» **AIM**: Leaving out all pictures, reproduce the entries below exactly, from the first line through the line that contains "const VISIBLE_ROWS = 27".

» **RECORDS TO USE**:
::::::
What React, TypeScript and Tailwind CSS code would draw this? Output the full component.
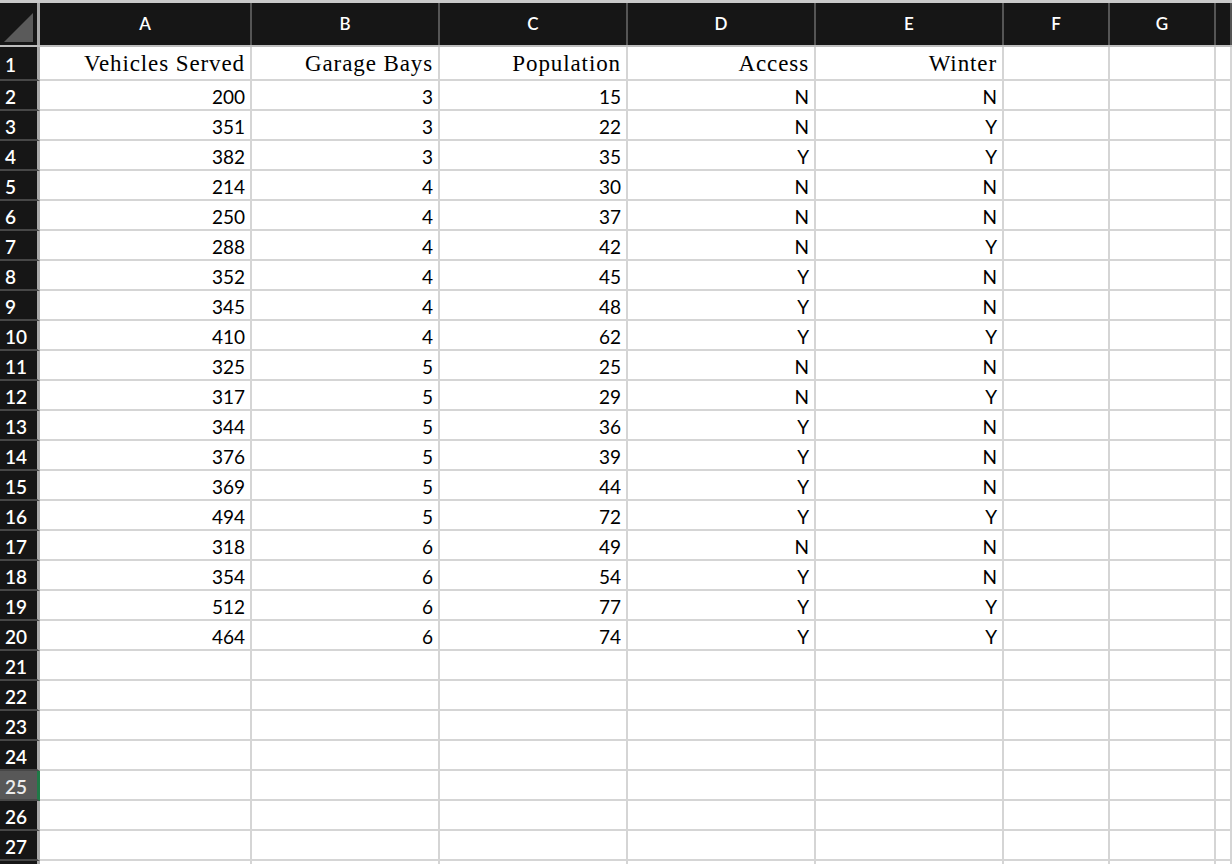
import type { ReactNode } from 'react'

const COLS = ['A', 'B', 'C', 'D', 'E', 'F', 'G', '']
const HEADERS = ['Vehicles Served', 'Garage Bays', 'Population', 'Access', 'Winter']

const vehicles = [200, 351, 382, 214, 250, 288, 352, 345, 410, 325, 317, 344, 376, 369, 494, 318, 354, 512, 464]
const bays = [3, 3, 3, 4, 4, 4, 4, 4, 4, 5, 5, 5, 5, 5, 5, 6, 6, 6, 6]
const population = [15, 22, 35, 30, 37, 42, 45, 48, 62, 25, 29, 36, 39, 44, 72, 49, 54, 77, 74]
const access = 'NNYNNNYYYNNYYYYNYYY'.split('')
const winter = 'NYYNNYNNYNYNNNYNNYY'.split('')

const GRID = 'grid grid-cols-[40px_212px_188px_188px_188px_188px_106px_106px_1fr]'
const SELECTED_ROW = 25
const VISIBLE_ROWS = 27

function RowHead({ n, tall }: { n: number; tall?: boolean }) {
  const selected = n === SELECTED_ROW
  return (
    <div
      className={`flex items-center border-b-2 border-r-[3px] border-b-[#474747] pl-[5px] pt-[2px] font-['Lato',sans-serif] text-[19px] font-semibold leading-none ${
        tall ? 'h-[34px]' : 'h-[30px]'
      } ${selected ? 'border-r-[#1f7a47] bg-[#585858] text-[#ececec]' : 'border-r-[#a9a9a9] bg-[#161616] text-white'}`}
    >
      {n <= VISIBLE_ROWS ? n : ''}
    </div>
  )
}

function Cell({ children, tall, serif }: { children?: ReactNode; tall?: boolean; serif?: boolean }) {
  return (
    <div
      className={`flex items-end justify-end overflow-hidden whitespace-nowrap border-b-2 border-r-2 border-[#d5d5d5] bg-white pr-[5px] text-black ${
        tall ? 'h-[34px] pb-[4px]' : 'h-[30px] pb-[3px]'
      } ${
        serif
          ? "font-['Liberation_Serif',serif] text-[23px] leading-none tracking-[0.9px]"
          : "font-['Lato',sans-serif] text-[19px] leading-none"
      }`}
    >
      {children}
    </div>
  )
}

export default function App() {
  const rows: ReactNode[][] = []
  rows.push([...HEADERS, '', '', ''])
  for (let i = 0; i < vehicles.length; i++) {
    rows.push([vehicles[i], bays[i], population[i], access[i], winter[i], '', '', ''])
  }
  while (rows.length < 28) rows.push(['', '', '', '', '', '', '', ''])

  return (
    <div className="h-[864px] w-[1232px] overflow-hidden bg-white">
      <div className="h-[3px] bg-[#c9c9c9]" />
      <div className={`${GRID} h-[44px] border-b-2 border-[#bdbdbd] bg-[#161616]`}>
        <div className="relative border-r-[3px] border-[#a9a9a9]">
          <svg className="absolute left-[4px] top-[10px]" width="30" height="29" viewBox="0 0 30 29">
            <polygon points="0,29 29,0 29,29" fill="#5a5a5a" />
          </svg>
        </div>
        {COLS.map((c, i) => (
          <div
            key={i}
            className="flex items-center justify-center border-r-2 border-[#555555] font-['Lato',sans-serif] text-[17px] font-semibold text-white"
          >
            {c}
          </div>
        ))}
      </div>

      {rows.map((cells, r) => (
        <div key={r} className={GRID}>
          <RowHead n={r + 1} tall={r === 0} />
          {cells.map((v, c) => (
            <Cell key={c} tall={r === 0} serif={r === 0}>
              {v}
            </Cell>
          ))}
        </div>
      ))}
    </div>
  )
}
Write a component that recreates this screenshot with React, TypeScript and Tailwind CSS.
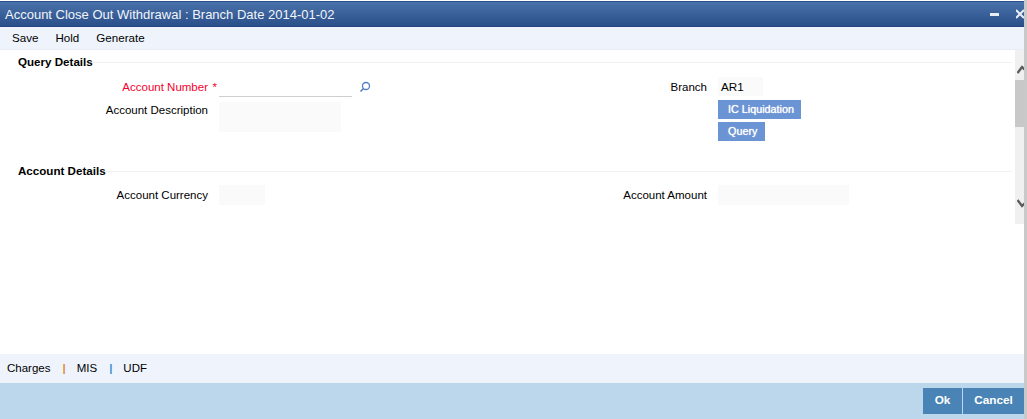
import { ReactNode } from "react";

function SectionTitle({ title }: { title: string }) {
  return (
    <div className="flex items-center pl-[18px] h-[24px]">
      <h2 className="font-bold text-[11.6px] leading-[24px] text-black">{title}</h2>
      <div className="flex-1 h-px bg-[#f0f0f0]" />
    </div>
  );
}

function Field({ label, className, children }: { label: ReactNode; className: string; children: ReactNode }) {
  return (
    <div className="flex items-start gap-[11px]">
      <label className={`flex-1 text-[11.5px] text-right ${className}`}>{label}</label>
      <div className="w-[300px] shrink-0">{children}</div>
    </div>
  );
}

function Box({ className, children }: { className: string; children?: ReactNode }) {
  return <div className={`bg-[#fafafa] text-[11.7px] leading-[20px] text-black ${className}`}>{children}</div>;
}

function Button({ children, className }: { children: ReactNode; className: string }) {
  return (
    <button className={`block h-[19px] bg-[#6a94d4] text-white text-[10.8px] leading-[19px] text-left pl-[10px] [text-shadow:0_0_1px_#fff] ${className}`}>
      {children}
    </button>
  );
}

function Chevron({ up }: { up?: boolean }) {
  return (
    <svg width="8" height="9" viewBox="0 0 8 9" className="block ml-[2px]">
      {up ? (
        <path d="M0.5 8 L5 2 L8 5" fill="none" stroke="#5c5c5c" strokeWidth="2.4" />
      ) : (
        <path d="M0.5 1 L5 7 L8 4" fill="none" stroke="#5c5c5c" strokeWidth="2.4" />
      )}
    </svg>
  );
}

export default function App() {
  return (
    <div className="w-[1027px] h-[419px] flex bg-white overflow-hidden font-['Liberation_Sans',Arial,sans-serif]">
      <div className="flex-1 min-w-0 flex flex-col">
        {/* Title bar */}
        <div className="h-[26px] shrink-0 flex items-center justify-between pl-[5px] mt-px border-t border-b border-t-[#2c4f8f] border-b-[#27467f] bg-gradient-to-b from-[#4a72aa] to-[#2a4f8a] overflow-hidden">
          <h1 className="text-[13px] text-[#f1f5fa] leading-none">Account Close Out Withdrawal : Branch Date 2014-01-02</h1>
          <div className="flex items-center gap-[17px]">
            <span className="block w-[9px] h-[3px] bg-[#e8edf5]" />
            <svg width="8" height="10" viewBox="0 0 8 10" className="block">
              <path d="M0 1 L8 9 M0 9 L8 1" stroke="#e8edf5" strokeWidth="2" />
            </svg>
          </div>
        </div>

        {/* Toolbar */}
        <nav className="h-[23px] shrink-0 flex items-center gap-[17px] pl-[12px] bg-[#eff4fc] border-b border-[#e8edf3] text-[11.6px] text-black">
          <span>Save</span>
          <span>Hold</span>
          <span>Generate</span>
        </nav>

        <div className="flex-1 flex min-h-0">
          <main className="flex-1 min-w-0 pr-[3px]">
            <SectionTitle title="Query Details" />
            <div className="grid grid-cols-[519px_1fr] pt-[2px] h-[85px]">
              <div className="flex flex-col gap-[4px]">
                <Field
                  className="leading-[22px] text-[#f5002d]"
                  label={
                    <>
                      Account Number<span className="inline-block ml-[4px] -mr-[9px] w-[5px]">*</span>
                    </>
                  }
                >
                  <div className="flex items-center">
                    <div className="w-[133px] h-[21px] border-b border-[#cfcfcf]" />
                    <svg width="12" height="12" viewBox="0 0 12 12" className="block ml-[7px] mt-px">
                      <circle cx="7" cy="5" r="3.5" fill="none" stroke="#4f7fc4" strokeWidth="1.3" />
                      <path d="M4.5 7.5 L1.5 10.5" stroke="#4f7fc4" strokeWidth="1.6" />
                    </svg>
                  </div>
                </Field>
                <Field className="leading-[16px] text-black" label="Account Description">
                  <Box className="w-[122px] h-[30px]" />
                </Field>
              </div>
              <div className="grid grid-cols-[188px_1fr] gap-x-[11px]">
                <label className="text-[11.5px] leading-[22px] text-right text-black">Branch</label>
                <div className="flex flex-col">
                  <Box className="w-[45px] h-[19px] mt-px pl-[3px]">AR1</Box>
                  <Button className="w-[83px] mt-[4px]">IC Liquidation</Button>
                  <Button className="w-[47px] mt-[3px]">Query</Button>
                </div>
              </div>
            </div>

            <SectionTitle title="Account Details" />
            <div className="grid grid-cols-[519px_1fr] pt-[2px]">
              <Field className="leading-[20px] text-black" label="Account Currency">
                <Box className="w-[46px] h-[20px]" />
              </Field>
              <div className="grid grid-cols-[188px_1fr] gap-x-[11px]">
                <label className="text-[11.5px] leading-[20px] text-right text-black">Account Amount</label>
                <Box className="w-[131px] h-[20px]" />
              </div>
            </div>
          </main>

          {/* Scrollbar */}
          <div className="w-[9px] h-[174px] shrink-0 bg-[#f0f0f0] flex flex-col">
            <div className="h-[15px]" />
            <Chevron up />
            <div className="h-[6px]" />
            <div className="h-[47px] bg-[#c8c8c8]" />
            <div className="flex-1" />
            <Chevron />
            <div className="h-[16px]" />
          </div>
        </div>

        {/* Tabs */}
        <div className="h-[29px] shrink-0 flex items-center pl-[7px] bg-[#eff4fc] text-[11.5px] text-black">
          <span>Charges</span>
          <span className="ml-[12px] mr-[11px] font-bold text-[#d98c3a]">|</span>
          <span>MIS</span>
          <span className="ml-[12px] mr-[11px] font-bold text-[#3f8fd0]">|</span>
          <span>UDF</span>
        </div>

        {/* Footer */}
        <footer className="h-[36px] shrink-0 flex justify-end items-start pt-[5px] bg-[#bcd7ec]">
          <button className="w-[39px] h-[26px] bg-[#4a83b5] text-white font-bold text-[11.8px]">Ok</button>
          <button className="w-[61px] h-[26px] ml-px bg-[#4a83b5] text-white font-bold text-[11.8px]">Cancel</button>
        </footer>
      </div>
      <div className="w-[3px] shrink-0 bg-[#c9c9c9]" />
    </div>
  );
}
::::::
» **REPLY TO THE EXERCISE**:
What React, TypeScript and Tailwind CSS code would draw this? Output the full component.
import type { ReactNode } from 'react'

const COLS = ['A', 'B', 'C', 'D', 'E', 'F', 'G', '']
const HEADERS = ['Vehicles Served', 'Garage Bays', 'Population', 'Access', 'Winter']

const vehicles = [200, 351, 382, 214, 250, 288, 352, 345, 410, 325, 317, 344, 376, 369, 494, 318, 354, 512, 464]
const bays = [3, 3, 3, 4, 4, 4, 4, 4, 4, 5, 5, 5, 5, 5, 5, 6, 6, 6, 6]
const population = [15, 22, 35, 30, 37, 42, 45, 48, 62, 25, 29, 36, 39, 44, 72, 49, 54, 77, 74]
const access = 'NNYNNNYYYNNYYYYNYYY'.split('')
const winter = 'NYYNNYNNYNYNNNYNNYY'.split('')

const GRID = 'grid grid-cols-[40px_212px_188px_188px_188px_188px_106px_106px_1fr]'
const SELECTED_ROW = 25
const VISIBLE_ROWS = 27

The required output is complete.